If passage is deemed absolutely necessary and safe, the technique involves moving slowly and steadily at around 3 to 5 miles per hour. This controlled, walking-pace speed helps to create a small bow wave in front of the vehicle, which artificially lowers the water level immediately around the engine bay and air intake. It is important to maintain this steady speed and avoid stopping mid-stream, as this will cause the protective bow wave to collapse and allow the water level to rise around the engine.
Using a low gear will help keep the engine revolutions per minute (RPM) higher, which generates more exhaust pressure to prevent water from entering the exhaust pipe if it becomes submerged. Before entering the water, it is advisable to wait until any approaching traffic has passed, as the waves created by other vehicles can temporarily increase the water depth. If the water is deep enough to be a concern, rolling the windows down before entering can provide a quick escape route should the vehicle stall or become submerged.
Essential Vehicle Checks After Driving Through Water
Immediately after exiting the water, the first action should be to check the brake performance. Water exposure can significantly reduce the friction between the brake pads and rotors or drums, temporarily impairing stopping ability. Lightly and repeatedly applying the brakes while driving slowly will generate heat to dry the brake components and restore full function.

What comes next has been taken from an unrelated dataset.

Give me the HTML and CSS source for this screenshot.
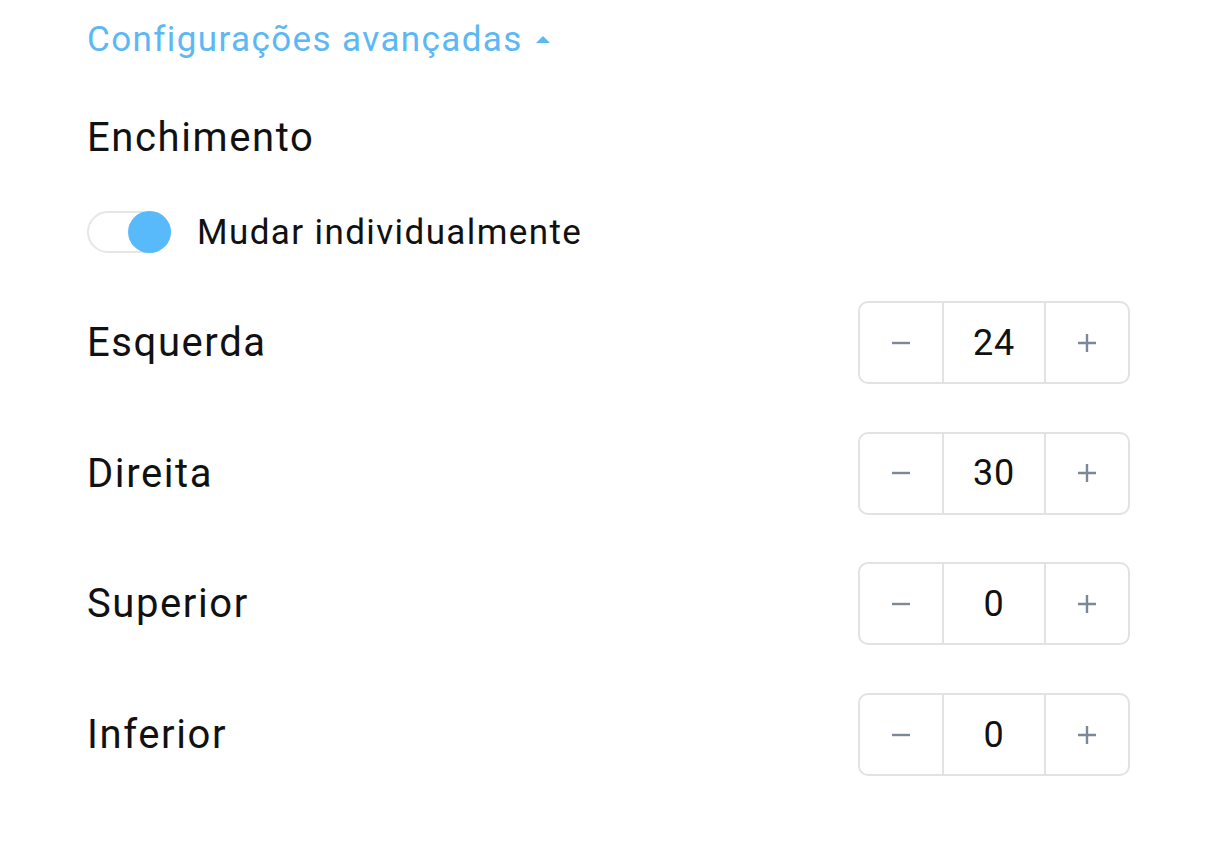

Next, you should inspect the vehicle’s fluids for any signs of water contamination. Pulling the engine oil dipstick to check for a milky, chocolate-shake appearance indicates that water has mixed with the oil, which requires immediate attention to prevent severe internal wear. The transmission and differential fluids should also be inspected for any diluted or discolored appearance. Finally, check the cabin carpets and floor mats for any dampness, as water intrusion can lead to mold and mildew growth if not dried thoroughly and promptly.